▶ Instruction
All of the data should be repeated exactly; pictures are not part of the copy.

▶ Record list
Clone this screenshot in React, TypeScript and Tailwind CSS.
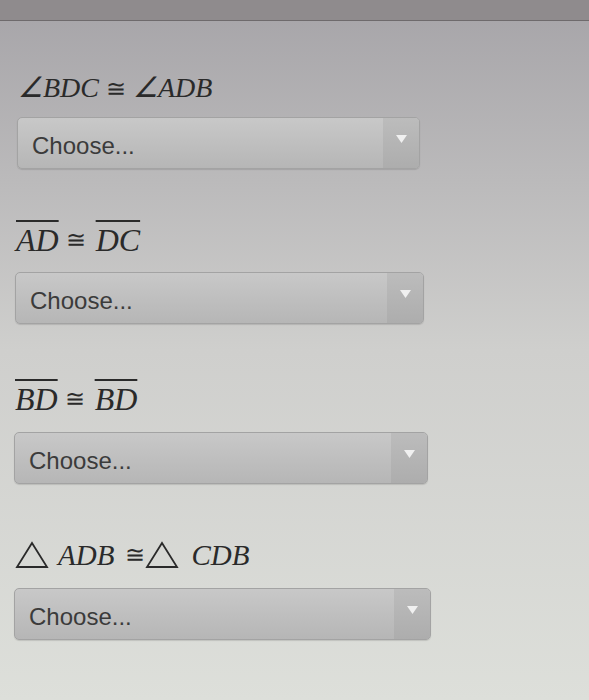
import React from 'react';

const Choose: React.FC<{ className?: string }> = ({ className }) => (
  <div
    className={`flex h-[52px] items-stretch overflow-hidden rounded-[5px] border border-[#a3a3a3] bg-gradient-to-b from-[#c8c8c8] to-[#b6b6b6] shadow-[0_1px_1px_rgba(0,0,0,0.12)] ${className ?? ''}`}
  >
    <div className="flex flex-1 items-center pl-[14px] pt-[5px] text-[24px] text-[#3b3b3b] [font-family:'Liberation_Sans',Arial,sans-serif]">
      Choose...
    </div>
    <div className="flex w-[36px] items-start justify-center bg-gradient-to-b from-[#bcbcbc] to-[#adadad] pt-[17px]">
      <svg width="11" height="8" viewBox="0 0 11 8">
        <path d="M0 0 L11 0 L5.5 8 Z" fill="#f0f0f0" />
      </svg>
    </div>
  </div>
);

const Tri = () => (
  <svg width="34" height="28" viewBox="0 0 34 28" className="inline-block align-[-4px]">
    <path d="M17 2 L32 26 L2 26 Z" fill="none" stroke="#2a2a2a" strokeWidth="1.8" />
  </svg>
);

export default function App() {
  return (
    <div className="h-[700px] w-[589px] overflow-hidden bg-gradient-to-b from-[#a6a4a8] via-[#cfcfcd] to-[#dddfda] text-[#2a2a2a]">
      <div className="h-[21px] border-b border-[#6e6a6c] bg-[#8f8b8d]" />
      <div className="flex flex-col [font-family:'Liberation_Serif','Times_New_Roman',serif] italic">
        <div className="mt-[50px] ml-[18px] h-[34px] text-[28px] leading-[34px]">
          ∠BDC <span className="not-italic text-[24px]">≅</span> ∠ADB
        </div>
        <Choose className="mt-[12px] ml-[17px] w-[403px] not-italic" />

        <div className="mt-[54px] ml-[16px] flex h-[34px] items-center text-[32px] leading-[34px]">
          <span className="overline decoration-[1.5px]">AD</span>
          <span className="ml-[7px] not-italic text-[24px]">≅</span>
          <span className="ml-[10px] overline decoration-[1.5px]">DC</span>
        </div>
        <Choose className="mt-[15px] ml-[15px] w-[409px] not-italic" />

        <div className="mt-[58px] ml-[15px] flex h-[34px] items-center text-[32px] leading-[34px]">
          <span className="overline decoration-[1.5px]">BD</span>
          <span className="ml-[7px] not-italic text-[24px]">≅</span>
          <span className="ml-[10px] overline decoration-[1.5px]">BD</span>
        </div>
        <Choose className="mt-[16px] ml-[14px] w-[414px] not-italic" />

        <div className="mt-[54px] ml-[15px] flex h-[34px] items-center text-[29px] leading-[34px]">
          <Tri />
          <span className="ml-[9px]">ADB</span>
          <span className="ml-[11px] not-italic text-[24px]">≅</span>
          <Tri />
          <span className="ml-[12px]">CDB</span>
        </div>
        <Choose className="mt-[16px] ml-[14px] w-[417px] not-italic" />
      </div>
    </div>
  );
}
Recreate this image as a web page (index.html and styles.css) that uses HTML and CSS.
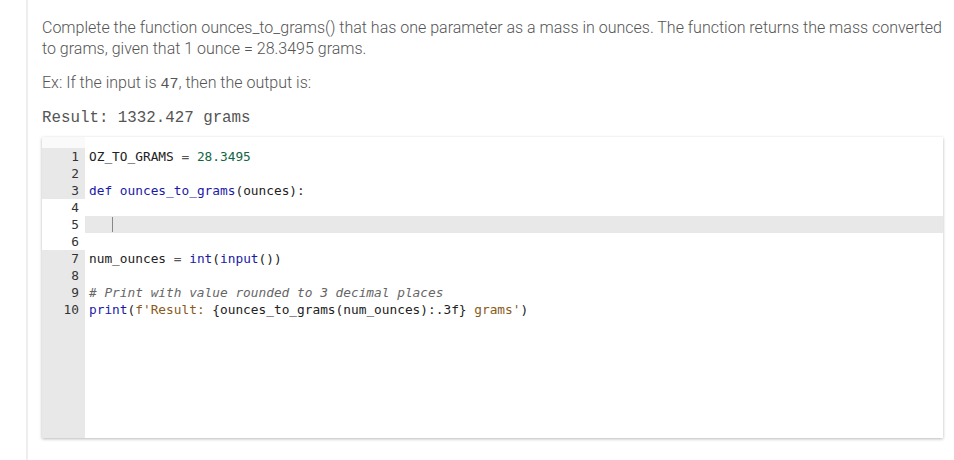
FILE: index.html
```html
<!DOCTYPE html>
<html>
<head>
<meta charset="utf-8">
<link rel="stylesheet" href="styles.css">
</head>
<body>
<div class="page">
  <p class="desc">Complete the function ounces_to_grams() that has one parameter as a mass in ounces. The function returns the mass converted to grams, given that 1 ounce = 28.3495 grams.</p>
  <p class="ex">Ex: If the input is <code class="inl">47</code>, then the output is:</p>
  <pre class="out">Result: 1332.427 grams</pre>
  <div class="editor">
    <div class="pad"><div class="num"></div><div class="code"></div></div>
    <div class="line"><div class="num">1</div><div class="code">OZ_TO_GRAMS <span class="op">=</span> <span class="n">28.3495</span></div></div>
    <div class="line"><div class="num">2</div><div class="code"></div></div>
    <div class="line"><div class="num">3</div><div class="code"><span class="k">def</span> <span class="f">ounces_to_grams</span>(ounces):</div></div>
    <div class="line blank"><div class="num">4</div><div class="code"></div></div>
    <div class="line blank active"><div class="num">5</div><div class="code">   <span class="cursor"></span></div></div>
    <div class="line blank"><div class="num">6</div><div class="code"></div></div>
    <div class="line"><div class="num">7</div><div class="code">num_ounces <span class="op">=</span> <span class="k">int</span>(<span class="k">input</span>())</div></div>
    <div class="line"><div class="num">8</div><div class="code"></div></div>
    <div class="line"><div class="num">9</div><div class="code"><span class="c"># Print with value rounded to 3 decimal places</span></div></div>
    <div class="line"><div class="num">10</div><div class="code"><span class="k">print</span>(<span class="s">f'Result: </span>{ounces_to_grams(num_ounces):.3f}<span class="s"> grams'</span>)</div></div>
    <div class="filler"><div class="num"></div><div class="code"></div></div>
  </div>
</div>
</body>
</html>
```
FILE: styles.css
```css
html, body {
  margin: 0;
  padding: 0;
  background: #fff;
}
.page {
  margin-left: 26px;
  border-left: 2px solid #eeeeee;
  padding: 17px 11px 0 14px;
  min-height: 443px;
  font-family: Roboto, "Noto Sans", sans-serif;
  font-weight: 300;
  color: #555;
}
.desc {
  margin: 0 -8px 0 0;
  font-size: 16px;
  line-height: 21px;
}
.ex {
  margin: 13px 0 0;
  font-size: 16px;
  line-height: 21px;
}
.inl {
  font-family: "Liberation Mono", monospace;
  font-size: 15px;
}
.out {
  margin: 13px 0 0;
  font-family: "Liberation Mono", monospace;
  font-size: 15.8px;
  line-height: 21px;
  color: #555;
}
.editor {
  margin-top: 8px;
  height: 301px;
  display: flex;
  flex-direction: column;
  background: #fff;
  box-shadow: 0 1px 3px rgba(0,0,0,0.28);
  font-family: "DejaVu Sans Mono", monospace;
  font-size: 12.8px;
  font-weight: 400;
  color: #222;
}
.pad, .line, .filler {
  display: flex;
}
.pad { height: 11px; }
.line { height: 17px; line-height: 17px; }
.filler { flex: 1; }
.num {
  width: 37px;
  padding-right: 6px;
  flex: none;
  text-align: right;
  background: #e8e8e8;
  color: #333;
}
.pad .num { background: #fafafa; }
.code {
  flex: 1;
  padding-left: 4px;
  white-space: pre;
}
.blank .num { background: #fff; }
.active .code { background: #e8e8e8; }
.cursor {
  display: inline-block;
  width: 1px;
  height: 15px;
  background: #888;
  vertical-align: -3px;
}
.k { color: #1a1aa6; }
.f { color: #1a1aa6; }
.n { color: #116644; }
.s { color: #8a5a1a; }
.op { color: #555; }
.c { color: #666; font-style: italic; }
```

▶ Complete output
Clone this screenshot in React, TypeScript and Tailwind CSS.
import React from 'react';

const Choose: React.FC<{ className?: string }> = ({ className }) => (
  <div
    className={`flex h-[52px] items-stretch overflow-hidden rounded-[5px] border border-[#a3a3a3] bg-gradient-to-b from-[#c8c8c8] to-[#b6b6b6] shadow-[0_1px_1px_rgba(0,0,0,0.12)] ${className ?? ''}`}
  >
    <div className="flex flex-1 items-center pl-[14px] pt-[5px] text-[24px] text-[#3b3b3b] [font-family:'Liberation_Sans',Arial,sans-serif]">
      Choose...
    </div>
    <div className="flex w-[36px] items-start justify-center bg-gradient-to-b from-[#bcbcbc] to-[#adadad] pt-[17px]">
      <svg width="11" height="8" viewBox="0 0 11 8">
        <path d="M0 0 L11 0 L5.5 8 Z" fill="#f0f0f0" />
      </svg>
    </div>
  </div>
);

const Tri = () => (
  <svg width="34" height="28" viewBox="0 0 34 28" className="inline-block align-[-4px]">
    <path d="M17 2 L32 26 L2 26 Z" fill="none" stroke="#2a2a2a" strokeWidth="1.8" />
  </svg>
);

export default function App() {
  return (
    <div className="h-[700px] w-[589px] overflow-hidden bg-gradient-to-b from-[#a6a4a8] via-[#cfcfcd] to-[#dddfda] text-[#2a2a2a]">
      <div className="h-[21px] border-b border-[#6e6a6c] bg-[#8f8b8d]" />
      <div className="flex flex-col [font-family:'Liberation_Serif','Times_New_Roman',serif] italic">
        <div className="mt-[50px] ml-[18px] h-[34px] text-[28px] leading-[34px]">
          ∠BDC <span className="not-italic text-[24px]">≅</span> ∠ADB
        </div>
        <Choose className="mt-[12px] ml-[17px] w-[403px] not-italic" />

        <div className="mt-[54px] ml-[16px] flex h-[34px] items-center text-[32px] leading-[34px]">
          <span className="overline decoration-[1.5px]">AD</span>
          <span className="ml-[7px] not-italic text-[24px]">≅</span>
          <span className="ml-[10px] overline decoration-[1.5px]">DC</span>
        </div>
        <Choose className="mt-[15px] ml-[15px] w-[409px] not-italic" />

        <div className="mt-[58px] ml-[15px] flex h-[34px] items-center text-[32px] leading-[34px]">
          <span className="overline decoration-[1.5px]">BD</span>
          <span className="ml-[7px] not-italic text-[24px]">≅</span>
          <span className="ml-[10px] overline decoration-[1.5px]">BD</span>
        </div>
        <Choose className="mt-[16px] ml-[14px] w-[414px] not-italic" />

        <div className="mt-[54px] ml-[15px] flex h-[34px] items-center text-[29px] leading-[34px]">
          <Tri />
          <span className="ml-[9px]">ADB</span>
          <span className="ml-[11px] not-italic text-[24px]">≅</span>
          <Tri />
          <span className="ml-[12px]">CDB</span>
        </div>
        <Choose className="mt-[16px] ml-[14px] w-[417px] not-italic" />
      </div>
    </div>
  );
}
Recreate this image as a web page (index.html and styles.css) that uses HTML and CSS.
FILE: index.html
```html
<!DOCTYPE html>
<html>
<head>
<meta charset="utf-8">
<link rel="stylesheet" href="styles.css">
</head>
<body>
<div class="page">
  <p class="desc">Complete the function ounces_to_grams() that has one parameter as a mass in ounces. The function returns the mass converted to grams, given that 1 ounce = 28.3495 grams.</p>
  <p class="ex">Ex: If the input is <code class="inl">47</code>, then the output is:</p>
  <pre class="out">Result: 1332.427 grams</pre>
  <div class="editor">
    <div class="pad"><div class="num"></div><div class="code"></div></div>
    <div class="line"><div class="num">1</div><div class="code">OZ_TO_GRAMS <span class="op">=</span> <span class="n">28.3495</span></div></div>
    <div class="line"><div class="num">2</div><div class="code"></div></div>
    <div class="line"><div class="num">3</div><div class="code"><span class="k">def</span> <span class="f">ounces_to_grams</span>(ounces):</div></div>
    <div class="line blank"><div class="num">4</div><div class="code"></div></div>
    <div class="line blank active"><div class="num">5</div><div class="code">   <span class="cursor"></span></div></div>
    <div class="line blank"><div class="num">6</div><div class="code"></div></div>
    <div class="line"><div class="num">7</div><div class="code">num_ounces <span class="op">=</span> <span class="k">int</span>(<span class="k">input</span>())</div></div>
    <div class="line"><div class="num">8</div><div class="code"></div></div>
    <div class="line"><div class="num">9</div><div class="code"><span class="c"># Print with value rounded to 3 decimal places</span></div></div>
    <div class="line"><div class="num">10</div><div class="code"><span class="k">print</span>(<span class="s">f'Result: </span>{ounces_to_grams(num_ounces):.3f}<span class="s"> grams'</span>)</div></div>
    <div class="filler"><div class="num"></div><div class="code"></div></div>
  </div>
</div>
</body>
</html>
```
FILE: styles.css
```css
html, body {
  margin: 0;
  padding: 0;
  background: #fff;
}
.page {
  margin-left: 26px;
  border-left: 2px solid #eeeeee;
  padding: 17px 11px 0 14px;
  min-height: 443px;
  font-family: Roboto, "Noto Sans", sans-serif;
  font-weight: 300;
  color: #555;
}
.desc {
  margin: 0 -8px 0 0;
  font-size: 16px;
  line-height: 21px;
}
.ex {
  margin: 13px 0 0;
  font-size: 16px;
  line-height: 21px;
}
.inl {
  font-family: "Liberation Mono", monospace;
  font-size: 15px;
}
.out {
  margin: 13px 0 0;
  font-family: "Liberation Mono", monospace;
  font-size: 15.8px;
  line-height: 21px;
  color: #555;
}
.editor {
  margin-top: 8px;
  height: 301px;
  display: flex;
  flex-direction: column;
  background: #fff;
  box-shadow: 0 1px 3px rgba(0,0,0,0.28);
  font-family: "DejaVu Sans Mono", monospace;
  font-size: 12.8px;
  font-weight: 400;
  color: #222;
}
.pad, .line, .filler {
  display: flex;
}
.pad { height: 11px; }
.line { height: 17px; line-height: 17px; }
.filler { flex: 1; }
.num {
  width: 37px;
  padding-right: 6px;
  flex: none;
  text-align: right;
  background: #e8e8e8;
  color: #333;
}
.pad .num { background: #fafafa; }
.code {
  flex: 1;
  padding-left: 4px;
  white-space: pre;
}
.blank .num { background: #fff; }
.active .code { background: #e8e8e8; }
.cursor {
  display: inline-block;
  width: 1px;
  height: 15px;
  background: #888;
  vertical-align: -3px;
}
.k { color: #1a1aa6; }
.f { color: #1a1aa6; }
.n { color: #116644; }
.s { color: #8a5a1a; }
.op { color: #555; }
.c { color: #666; font-style: italic; }
```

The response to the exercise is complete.